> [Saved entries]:
● ● ● ●

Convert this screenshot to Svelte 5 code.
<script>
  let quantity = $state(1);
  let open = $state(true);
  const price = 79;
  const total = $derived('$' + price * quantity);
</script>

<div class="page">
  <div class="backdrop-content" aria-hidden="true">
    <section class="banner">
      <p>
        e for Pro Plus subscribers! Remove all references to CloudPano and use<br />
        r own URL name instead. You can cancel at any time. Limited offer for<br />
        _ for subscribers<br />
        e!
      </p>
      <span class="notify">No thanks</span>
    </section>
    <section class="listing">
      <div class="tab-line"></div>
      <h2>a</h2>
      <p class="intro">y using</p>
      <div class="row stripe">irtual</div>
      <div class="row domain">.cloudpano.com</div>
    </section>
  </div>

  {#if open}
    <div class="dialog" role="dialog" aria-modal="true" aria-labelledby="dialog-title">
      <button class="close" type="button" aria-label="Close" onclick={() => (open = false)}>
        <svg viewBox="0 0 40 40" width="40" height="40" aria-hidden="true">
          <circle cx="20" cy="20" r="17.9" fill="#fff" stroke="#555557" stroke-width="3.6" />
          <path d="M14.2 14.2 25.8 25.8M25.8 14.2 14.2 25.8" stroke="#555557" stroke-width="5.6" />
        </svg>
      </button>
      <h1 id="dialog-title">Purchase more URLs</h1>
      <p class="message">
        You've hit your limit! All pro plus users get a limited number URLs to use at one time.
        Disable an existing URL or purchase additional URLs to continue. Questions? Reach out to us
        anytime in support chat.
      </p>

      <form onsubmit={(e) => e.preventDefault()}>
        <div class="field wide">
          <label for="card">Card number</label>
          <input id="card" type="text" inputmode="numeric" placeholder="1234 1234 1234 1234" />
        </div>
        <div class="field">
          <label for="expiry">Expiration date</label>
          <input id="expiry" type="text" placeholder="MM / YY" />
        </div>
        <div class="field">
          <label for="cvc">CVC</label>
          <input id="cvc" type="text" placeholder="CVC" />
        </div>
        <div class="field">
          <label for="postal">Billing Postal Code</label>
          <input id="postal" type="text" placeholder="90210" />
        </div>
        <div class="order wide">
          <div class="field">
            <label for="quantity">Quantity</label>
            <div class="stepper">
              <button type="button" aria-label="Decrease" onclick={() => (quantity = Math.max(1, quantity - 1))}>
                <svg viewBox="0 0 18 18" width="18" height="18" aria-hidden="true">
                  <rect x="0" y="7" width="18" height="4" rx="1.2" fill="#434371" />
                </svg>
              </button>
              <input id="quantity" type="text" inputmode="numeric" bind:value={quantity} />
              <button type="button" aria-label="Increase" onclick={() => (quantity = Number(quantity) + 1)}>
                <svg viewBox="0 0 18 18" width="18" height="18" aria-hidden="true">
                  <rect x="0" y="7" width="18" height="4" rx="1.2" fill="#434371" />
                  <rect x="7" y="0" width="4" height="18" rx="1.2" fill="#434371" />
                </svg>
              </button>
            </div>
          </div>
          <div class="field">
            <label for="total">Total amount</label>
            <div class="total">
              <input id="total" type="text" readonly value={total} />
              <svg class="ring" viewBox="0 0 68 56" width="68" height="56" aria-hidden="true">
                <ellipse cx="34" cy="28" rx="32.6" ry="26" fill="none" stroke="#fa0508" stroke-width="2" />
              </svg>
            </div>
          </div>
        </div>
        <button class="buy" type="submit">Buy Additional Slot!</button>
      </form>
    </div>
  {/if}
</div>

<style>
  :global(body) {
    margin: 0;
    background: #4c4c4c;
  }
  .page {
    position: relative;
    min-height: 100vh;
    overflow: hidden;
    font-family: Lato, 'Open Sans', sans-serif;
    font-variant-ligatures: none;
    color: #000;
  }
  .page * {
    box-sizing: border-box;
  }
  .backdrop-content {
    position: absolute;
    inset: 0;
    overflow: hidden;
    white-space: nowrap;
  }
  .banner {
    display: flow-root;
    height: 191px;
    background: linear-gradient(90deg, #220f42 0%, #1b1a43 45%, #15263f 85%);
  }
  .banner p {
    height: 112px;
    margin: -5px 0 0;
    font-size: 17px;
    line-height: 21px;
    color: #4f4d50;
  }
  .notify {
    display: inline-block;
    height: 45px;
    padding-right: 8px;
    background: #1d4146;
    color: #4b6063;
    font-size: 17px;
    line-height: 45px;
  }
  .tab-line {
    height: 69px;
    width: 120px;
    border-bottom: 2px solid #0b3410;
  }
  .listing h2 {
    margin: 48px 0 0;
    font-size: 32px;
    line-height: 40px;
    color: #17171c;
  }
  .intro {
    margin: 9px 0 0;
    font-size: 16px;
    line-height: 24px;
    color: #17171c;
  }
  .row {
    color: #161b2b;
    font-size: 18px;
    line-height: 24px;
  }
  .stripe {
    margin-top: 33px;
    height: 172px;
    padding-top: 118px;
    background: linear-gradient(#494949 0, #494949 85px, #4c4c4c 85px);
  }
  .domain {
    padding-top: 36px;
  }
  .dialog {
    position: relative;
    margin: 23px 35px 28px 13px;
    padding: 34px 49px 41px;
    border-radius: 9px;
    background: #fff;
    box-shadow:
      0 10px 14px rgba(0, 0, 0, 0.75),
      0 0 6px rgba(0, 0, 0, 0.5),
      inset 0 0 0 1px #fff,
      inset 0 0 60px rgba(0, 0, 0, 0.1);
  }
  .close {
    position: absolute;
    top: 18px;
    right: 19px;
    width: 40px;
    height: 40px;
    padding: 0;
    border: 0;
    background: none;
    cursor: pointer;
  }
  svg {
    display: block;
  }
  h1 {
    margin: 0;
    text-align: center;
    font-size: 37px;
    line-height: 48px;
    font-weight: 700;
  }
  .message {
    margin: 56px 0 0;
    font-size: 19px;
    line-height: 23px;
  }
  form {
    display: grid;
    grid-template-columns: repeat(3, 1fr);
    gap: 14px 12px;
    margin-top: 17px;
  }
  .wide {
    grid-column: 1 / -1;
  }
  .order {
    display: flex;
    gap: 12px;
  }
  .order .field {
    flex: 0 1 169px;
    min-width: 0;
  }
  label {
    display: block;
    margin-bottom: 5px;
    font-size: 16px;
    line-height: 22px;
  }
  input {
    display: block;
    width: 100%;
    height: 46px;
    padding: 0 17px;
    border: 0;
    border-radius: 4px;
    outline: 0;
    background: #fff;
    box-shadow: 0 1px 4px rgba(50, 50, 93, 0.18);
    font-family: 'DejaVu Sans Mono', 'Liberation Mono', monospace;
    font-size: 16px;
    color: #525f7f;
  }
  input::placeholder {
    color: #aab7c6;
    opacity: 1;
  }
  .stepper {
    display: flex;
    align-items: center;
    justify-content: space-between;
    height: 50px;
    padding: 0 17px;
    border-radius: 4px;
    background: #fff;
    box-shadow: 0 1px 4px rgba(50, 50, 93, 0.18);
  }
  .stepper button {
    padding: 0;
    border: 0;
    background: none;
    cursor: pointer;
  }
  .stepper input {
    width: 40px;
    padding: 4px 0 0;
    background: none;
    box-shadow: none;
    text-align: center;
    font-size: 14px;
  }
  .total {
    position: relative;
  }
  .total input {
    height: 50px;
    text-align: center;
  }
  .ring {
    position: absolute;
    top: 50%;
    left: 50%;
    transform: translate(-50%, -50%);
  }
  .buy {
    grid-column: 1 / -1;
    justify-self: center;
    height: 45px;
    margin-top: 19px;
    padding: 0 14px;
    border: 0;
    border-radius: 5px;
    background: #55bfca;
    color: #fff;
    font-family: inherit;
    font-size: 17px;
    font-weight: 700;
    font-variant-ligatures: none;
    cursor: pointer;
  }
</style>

● ● ● ●

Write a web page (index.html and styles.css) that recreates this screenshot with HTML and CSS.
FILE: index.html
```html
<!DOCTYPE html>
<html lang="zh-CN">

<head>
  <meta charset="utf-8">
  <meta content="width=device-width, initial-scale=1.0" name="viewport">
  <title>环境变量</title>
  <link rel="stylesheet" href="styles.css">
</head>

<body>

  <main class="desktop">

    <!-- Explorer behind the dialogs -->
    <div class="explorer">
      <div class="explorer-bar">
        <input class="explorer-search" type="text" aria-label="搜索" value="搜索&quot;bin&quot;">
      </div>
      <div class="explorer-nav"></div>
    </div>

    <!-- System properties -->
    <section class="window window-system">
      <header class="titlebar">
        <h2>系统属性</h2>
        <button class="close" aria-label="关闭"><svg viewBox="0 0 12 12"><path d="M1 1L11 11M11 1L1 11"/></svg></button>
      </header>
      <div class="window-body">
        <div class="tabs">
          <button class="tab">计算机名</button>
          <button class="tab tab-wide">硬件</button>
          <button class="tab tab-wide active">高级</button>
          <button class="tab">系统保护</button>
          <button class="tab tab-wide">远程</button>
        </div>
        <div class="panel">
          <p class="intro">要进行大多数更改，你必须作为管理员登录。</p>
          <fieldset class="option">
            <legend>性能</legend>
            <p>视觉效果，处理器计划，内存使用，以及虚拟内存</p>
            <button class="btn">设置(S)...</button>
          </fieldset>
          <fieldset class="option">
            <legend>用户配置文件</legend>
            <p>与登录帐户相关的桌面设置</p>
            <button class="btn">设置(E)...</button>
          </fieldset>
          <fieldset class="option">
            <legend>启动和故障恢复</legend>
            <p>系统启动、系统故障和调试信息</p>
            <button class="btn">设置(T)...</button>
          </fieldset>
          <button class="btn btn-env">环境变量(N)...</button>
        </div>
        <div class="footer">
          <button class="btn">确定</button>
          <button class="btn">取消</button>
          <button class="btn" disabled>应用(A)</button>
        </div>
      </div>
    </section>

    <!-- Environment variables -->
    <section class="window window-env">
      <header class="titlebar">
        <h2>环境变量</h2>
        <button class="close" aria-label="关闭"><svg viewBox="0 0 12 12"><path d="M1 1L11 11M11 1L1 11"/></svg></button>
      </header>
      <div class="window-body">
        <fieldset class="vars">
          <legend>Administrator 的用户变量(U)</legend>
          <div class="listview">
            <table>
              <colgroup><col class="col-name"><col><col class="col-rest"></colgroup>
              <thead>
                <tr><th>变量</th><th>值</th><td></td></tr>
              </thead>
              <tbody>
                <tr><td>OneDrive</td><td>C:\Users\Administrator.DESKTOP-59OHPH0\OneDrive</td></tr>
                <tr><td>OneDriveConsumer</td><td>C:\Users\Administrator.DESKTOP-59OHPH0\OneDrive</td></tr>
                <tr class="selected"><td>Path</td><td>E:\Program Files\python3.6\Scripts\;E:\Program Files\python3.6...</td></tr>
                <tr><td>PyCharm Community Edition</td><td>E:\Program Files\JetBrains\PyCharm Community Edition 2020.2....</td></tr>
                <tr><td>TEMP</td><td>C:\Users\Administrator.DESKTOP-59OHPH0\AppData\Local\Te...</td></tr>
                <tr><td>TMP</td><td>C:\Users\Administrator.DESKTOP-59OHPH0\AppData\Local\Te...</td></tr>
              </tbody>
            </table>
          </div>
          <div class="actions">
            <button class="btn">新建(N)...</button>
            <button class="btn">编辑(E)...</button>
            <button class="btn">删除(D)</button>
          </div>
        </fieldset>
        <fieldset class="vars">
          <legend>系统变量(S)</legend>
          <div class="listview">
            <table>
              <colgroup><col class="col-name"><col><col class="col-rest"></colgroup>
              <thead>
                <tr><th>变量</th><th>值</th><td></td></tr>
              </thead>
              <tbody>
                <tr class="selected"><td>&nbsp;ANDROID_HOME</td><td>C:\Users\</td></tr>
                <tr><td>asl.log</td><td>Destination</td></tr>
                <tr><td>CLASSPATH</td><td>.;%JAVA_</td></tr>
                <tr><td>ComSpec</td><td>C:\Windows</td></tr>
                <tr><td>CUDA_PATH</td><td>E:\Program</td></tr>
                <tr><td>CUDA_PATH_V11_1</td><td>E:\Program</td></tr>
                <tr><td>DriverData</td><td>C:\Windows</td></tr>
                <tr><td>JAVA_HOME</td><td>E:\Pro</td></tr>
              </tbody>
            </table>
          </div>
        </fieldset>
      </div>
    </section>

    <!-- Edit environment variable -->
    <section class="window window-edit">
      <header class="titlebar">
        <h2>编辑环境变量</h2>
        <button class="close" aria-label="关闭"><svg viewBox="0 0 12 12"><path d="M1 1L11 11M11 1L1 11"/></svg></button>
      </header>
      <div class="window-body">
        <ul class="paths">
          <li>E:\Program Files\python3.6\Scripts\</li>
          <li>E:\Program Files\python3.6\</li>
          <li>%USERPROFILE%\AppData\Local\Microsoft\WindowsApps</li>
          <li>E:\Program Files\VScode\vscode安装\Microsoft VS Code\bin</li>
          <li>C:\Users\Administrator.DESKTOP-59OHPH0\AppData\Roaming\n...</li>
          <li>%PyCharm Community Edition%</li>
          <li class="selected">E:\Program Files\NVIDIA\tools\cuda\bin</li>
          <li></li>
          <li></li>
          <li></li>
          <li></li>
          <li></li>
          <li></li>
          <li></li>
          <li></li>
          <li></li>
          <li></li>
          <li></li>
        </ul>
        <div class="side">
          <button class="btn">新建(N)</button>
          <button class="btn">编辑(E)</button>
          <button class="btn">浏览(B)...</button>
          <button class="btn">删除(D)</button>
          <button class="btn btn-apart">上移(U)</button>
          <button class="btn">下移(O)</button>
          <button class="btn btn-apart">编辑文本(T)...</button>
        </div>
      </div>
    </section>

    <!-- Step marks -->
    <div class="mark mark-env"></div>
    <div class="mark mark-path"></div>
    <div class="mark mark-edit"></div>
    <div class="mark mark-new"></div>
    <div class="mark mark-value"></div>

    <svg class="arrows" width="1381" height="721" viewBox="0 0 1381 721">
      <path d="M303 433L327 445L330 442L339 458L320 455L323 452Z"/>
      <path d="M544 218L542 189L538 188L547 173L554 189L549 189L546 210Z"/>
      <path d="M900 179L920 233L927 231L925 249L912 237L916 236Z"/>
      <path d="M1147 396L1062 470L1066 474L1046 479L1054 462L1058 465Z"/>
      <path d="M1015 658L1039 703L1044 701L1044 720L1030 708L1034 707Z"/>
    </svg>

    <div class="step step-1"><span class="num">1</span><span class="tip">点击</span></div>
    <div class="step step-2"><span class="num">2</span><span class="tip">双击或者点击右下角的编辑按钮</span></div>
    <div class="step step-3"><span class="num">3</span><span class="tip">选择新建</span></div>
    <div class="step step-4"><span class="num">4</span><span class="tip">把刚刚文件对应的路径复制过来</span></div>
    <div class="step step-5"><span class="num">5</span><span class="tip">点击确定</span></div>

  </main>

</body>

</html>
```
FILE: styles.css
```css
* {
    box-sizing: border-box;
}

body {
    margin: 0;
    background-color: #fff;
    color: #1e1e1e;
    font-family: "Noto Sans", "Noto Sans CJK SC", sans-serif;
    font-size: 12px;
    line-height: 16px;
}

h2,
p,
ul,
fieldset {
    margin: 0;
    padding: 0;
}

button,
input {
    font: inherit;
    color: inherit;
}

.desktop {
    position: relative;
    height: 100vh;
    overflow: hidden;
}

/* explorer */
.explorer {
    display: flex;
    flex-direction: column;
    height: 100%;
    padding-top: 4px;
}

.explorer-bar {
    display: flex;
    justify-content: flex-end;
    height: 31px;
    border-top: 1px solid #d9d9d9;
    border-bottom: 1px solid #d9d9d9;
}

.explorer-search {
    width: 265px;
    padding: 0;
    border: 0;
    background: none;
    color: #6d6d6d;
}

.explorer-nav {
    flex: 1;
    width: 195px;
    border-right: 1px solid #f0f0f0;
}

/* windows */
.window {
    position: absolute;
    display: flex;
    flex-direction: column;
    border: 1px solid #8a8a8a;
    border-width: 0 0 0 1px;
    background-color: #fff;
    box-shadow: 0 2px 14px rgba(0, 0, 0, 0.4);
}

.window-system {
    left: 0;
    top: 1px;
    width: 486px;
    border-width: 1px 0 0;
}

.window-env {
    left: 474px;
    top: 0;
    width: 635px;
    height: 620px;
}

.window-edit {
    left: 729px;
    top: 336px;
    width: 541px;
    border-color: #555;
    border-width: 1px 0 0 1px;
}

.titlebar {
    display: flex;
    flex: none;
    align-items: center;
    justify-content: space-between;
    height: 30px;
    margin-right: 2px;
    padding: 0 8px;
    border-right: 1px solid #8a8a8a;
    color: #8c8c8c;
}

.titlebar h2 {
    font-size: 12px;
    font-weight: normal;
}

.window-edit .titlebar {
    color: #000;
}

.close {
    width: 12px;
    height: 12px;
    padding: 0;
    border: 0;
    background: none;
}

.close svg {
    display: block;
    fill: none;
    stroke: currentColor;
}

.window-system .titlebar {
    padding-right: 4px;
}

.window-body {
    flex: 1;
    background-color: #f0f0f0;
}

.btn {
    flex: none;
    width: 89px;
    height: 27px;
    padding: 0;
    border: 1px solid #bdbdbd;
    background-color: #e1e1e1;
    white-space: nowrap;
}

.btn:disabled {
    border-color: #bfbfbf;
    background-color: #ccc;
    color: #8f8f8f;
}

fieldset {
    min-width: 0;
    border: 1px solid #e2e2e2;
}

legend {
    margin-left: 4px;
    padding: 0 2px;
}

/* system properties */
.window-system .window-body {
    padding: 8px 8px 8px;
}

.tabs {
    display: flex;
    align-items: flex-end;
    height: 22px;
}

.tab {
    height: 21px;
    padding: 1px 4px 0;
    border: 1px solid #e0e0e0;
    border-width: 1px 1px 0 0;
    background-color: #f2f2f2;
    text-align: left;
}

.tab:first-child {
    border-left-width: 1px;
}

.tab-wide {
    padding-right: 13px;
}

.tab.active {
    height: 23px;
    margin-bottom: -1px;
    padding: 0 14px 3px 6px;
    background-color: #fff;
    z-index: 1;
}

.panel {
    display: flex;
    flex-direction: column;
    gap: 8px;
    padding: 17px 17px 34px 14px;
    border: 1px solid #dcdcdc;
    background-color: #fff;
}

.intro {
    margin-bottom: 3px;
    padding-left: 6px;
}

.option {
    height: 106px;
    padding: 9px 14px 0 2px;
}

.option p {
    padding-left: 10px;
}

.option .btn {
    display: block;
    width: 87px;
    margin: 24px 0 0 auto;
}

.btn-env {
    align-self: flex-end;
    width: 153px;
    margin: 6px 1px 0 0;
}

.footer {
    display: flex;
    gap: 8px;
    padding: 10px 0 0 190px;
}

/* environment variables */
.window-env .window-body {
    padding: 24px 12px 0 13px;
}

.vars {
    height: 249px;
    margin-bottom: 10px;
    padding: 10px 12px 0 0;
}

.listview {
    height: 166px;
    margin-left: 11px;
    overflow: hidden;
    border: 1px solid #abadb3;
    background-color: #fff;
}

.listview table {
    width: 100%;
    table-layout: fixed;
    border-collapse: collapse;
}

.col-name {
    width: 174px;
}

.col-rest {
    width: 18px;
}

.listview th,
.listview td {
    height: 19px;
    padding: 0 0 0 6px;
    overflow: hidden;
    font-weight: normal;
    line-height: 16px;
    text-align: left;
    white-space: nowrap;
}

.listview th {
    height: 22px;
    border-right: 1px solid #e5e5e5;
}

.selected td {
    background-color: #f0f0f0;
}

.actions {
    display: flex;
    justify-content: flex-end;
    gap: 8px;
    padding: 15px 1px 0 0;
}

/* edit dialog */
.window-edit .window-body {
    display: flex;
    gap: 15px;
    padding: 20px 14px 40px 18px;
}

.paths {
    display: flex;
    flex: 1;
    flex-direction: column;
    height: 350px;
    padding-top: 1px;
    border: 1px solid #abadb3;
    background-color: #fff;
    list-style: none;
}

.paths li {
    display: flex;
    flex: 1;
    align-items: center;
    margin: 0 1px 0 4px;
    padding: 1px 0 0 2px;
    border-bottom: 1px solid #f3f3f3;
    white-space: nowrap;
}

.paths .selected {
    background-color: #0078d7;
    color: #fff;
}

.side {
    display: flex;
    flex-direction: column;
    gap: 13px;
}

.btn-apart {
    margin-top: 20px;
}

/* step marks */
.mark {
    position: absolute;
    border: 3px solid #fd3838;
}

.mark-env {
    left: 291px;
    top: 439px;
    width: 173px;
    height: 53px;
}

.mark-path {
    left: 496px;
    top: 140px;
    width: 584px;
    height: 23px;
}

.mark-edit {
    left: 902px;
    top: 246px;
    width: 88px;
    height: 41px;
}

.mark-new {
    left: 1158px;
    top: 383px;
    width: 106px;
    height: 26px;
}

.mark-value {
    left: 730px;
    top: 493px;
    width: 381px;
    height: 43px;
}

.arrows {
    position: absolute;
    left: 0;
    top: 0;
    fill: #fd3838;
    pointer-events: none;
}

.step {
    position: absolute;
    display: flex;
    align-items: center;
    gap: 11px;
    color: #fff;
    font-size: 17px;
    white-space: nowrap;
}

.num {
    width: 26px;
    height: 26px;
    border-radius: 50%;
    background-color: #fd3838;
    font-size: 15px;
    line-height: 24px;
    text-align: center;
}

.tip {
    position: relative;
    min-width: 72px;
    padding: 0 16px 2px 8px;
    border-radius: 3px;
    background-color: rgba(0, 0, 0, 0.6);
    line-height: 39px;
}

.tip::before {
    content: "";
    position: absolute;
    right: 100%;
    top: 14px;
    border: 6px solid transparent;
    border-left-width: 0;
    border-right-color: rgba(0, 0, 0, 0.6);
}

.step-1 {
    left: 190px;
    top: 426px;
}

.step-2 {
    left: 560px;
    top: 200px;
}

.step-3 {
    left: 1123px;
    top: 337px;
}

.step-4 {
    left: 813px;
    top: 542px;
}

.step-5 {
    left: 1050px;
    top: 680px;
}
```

● ● ● ●

> [EXERCISE DESCRIPTION]:
Using the listing above, return all lines where the word "styles" occurs.

> [ANSWER TO THE TASK]:
Write a web page (index.html and styles.css) that recreates this screenshot with HTML and CSS.
  <link rel="stylesheet" href="styles.css">
FILE: styles.css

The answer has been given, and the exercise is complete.